Stated problem: All lines featuring the string "React" are to be listed.

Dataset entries
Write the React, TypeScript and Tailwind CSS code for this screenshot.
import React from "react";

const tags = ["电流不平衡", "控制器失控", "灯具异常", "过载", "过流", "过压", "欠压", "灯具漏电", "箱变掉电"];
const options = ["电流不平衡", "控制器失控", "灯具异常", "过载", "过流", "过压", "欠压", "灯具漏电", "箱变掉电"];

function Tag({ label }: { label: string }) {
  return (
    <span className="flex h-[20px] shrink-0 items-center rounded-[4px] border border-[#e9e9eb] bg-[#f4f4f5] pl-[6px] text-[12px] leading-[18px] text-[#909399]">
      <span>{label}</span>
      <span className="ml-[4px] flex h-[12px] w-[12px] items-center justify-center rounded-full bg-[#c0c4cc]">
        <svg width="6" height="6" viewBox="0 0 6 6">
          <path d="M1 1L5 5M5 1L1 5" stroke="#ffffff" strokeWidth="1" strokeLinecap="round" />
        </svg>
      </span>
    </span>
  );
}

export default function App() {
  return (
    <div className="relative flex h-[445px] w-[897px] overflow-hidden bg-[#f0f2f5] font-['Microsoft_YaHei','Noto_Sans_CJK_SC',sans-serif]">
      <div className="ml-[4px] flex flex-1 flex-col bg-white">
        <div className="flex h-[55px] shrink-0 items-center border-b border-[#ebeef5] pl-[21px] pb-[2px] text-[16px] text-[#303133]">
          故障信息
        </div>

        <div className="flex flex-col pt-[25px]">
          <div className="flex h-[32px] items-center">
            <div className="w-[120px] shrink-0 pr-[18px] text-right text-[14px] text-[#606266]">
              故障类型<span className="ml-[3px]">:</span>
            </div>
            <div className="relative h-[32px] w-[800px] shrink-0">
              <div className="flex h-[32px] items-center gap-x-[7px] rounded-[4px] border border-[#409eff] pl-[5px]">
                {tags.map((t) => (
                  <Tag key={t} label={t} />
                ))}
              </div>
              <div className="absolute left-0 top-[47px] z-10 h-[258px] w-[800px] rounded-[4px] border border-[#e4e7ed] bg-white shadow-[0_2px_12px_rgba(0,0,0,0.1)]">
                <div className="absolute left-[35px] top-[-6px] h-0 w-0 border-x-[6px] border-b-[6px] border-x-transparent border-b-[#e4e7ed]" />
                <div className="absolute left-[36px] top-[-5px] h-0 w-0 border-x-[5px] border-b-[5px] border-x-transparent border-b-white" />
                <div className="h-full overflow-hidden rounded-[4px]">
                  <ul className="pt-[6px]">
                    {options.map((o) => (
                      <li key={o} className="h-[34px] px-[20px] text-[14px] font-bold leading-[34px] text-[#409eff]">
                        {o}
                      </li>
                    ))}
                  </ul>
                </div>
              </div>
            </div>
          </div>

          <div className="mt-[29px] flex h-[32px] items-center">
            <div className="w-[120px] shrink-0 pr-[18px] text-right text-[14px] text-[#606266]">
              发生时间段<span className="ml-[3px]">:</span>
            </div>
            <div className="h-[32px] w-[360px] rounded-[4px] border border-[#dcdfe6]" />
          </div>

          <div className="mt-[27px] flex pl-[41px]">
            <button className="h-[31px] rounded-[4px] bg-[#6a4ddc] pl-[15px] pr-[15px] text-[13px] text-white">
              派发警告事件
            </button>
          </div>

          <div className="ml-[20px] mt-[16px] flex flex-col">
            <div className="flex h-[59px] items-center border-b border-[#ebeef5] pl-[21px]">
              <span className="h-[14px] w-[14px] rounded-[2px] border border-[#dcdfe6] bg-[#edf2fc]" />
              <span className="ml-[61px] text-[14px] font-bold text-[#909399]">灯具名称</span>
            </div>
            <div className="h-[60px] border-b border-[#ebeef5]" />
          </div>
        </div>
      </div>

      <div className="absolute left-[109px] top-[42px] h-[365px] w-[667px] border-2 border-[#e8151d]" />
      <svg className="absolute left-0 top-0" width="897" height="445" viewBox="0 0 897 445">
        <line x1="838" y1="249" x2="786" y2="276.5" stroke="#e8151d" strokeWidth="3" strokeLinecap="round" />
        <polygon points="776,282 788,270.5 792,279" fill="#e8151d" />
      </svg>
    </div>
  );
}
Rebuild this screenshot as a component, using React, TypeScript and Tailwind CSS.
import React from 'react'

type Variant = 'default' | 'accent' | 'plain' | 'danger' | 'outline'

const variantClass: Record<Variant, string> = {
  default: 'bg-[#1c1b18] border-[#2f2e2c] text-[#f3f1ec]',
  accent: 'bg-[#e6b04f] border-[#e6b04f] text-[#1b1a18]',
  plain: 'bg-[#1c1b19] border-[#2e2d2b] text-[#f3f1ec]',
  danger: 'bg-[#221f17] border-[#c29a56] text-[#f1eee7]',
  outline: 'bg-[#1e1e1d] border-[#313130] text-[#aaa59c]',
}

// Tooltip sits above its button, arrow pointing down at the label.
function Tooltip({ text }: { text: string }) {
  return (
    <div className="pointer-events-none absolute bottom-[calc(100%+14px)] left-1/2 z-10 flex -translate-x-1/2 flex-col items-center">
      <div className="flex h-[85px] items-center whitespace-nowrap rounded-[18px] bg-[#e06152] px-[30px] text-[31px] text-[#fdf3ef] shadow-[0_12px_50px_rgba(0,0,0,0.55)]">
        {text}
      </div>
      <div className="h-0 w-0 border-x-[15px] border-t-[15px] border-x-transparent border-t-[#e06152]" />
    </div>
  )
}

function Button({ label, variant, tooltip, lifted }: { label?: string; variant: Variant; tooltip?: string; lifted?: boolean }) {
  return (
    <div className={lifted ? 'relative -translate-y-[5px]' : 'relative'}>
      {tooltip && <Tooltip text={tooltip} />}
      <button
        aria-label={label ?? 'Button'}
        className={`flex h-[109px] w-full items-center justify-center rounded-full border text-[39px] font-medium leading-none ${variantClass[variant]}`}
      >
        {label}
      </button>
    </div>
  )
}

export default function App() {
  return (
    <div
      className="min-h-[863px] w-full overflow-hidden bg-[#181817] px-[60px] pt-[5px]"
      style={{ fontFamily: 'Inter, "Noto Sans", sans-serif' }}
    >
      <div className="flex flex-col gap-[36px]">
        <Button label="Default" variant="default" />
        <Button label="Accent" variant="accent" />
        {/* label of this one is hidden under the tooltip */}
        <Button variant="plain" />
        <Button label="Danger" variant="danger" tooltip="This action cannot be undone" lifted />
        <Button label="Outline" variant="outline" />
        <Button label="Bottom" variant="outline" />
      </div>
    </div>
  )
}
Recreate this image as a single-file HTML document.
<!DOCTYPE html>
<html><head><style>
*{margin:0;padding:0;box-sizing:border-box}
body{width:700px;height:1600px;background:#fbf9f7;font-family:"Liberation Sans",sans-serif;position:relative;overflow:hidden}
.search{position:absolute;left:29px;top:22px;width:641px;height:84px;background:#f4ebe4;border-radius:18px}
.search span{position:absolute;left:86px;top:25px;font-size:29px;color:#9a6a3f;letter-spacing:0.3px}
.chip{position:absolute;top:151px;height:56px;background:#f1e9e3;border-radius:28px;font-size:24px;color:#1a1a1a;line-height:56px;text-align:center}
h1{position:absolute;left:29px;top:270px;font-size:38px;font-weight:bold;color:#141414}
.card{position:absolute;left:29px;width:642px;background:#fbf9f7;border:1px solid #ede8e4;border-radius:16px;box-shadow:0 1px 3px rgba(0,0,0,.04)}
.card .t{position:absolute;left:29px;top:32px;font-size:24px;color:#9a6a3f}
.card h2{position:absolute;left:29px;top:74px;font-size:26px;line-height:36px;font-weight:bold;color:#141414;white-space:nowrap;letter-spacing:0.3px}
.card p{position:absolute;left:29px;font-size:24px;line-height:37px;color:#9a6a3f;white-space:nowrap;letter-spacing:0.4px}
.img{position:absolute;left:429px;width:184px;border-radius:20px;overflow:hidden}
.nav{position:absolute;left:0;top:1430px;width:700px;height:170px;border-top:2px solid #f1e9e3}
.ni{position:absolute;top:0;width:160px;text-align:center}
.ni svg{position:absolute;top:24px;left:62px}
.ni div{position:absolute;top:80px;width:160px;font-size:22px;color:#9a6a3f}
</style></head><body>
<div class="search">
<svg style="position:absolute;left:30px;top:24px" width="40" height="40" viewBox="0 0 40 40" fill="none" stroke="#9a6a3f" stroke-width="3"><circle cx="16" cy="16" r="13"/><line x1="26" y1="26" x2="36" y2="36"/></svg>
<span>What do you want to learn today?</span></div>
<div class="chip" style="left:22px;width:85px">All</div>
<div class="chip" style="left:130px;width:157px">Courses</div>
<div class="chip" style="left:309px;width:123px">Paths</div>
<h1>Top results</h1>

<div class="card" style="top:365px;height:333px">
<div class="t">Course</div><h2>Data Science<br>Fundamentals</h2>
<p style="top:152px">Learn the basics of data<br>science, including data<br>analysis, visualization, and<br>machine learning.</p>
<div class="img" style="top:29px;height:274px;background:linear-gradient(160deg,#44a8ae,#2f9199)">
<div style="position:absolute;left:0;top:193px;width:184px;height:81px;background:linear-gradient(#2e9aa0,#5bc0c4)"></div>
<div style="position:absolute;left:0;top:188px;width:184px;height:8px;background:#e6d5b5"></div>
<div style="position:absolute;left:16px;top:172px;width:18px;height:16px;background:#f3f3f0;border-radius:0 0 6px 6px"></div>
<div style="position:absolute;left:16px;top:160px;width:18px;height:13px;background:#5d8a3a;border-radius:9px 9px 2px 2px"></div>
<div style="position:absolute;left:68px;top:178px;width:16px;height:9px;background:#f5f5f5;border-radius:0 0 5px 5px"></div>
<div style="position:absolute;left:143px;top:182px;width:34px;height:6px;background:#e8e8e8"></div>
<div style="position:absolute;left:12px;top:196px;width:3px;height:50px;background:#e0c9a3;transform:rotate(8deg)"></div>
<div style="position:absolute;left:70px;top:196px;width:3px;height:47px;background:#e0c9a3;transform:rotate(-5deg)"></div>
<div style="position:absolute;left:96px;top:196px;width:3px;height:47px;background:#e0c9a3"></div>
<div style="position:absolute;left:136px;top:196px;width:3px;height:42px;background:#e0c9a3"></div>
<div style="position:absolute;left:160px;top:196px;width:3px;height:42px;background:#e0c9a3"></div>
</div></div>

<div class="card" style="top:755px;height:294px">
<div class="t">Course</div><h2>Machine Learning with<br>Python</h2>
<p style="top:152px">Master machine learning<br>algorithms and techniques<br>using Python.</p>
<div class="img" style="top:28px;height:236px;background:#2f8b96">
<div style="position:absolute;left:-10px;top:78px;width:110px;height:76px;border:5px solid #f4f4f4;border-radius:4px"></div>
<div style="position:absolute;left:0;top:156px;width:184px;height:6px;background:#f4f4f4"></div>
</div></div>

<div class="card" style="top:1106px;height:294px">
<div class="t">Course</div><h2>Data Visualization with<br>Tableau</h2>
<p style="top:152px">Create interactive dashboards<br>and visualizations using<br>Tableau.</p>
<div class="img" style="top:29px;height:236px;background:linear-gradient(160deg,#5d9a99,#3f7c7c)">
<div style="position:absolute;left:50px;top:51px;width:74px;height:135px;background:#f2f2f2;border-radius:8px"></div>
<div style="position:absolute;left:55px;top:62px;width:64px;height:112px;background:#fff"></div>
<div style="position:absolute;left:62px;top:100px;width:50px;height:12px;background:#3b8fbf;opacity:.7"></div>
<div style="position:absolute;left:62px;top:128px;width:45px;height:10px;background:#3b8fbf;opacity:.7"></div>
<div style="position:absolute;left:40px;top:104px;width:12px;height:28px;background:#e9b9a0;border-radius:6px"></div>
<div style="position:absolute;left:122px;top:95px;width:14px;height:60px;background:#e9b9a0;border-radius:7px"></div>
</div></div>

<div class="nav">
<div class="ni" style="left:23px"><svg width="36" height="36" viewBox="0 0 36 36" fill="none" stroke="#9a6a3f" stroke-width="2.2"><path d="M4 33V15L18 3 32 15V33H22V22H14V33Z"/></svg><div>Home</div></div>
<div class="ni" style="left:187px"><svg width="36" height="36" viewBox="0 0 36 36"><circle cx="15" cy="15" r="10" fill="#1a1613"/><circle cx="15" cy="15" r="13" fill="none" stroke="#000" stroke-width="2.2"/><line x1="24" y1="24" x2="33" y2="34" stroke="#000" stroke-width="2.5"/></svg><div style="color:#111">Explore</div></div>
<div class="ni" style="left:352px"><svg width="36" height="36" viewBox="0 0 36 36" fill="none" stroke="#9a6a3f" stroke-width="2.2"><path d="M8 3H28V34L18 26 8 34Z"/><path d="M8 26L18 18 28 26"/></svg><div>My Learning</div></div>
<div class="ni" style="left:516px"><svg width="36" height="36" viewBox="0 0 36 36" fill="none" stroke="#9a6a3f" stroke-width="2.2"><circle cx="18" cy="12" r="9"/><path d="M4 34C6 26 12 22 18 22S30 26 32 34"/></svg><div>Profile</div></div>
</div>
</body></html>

Response to this exercise:
Write the React, TypeScript and Tailwind CSS code for this screenshot.
import React from "react";
Rebuild this screenshot as a component, using React, TypeScript and Tailwind CSS.
import React from 'react'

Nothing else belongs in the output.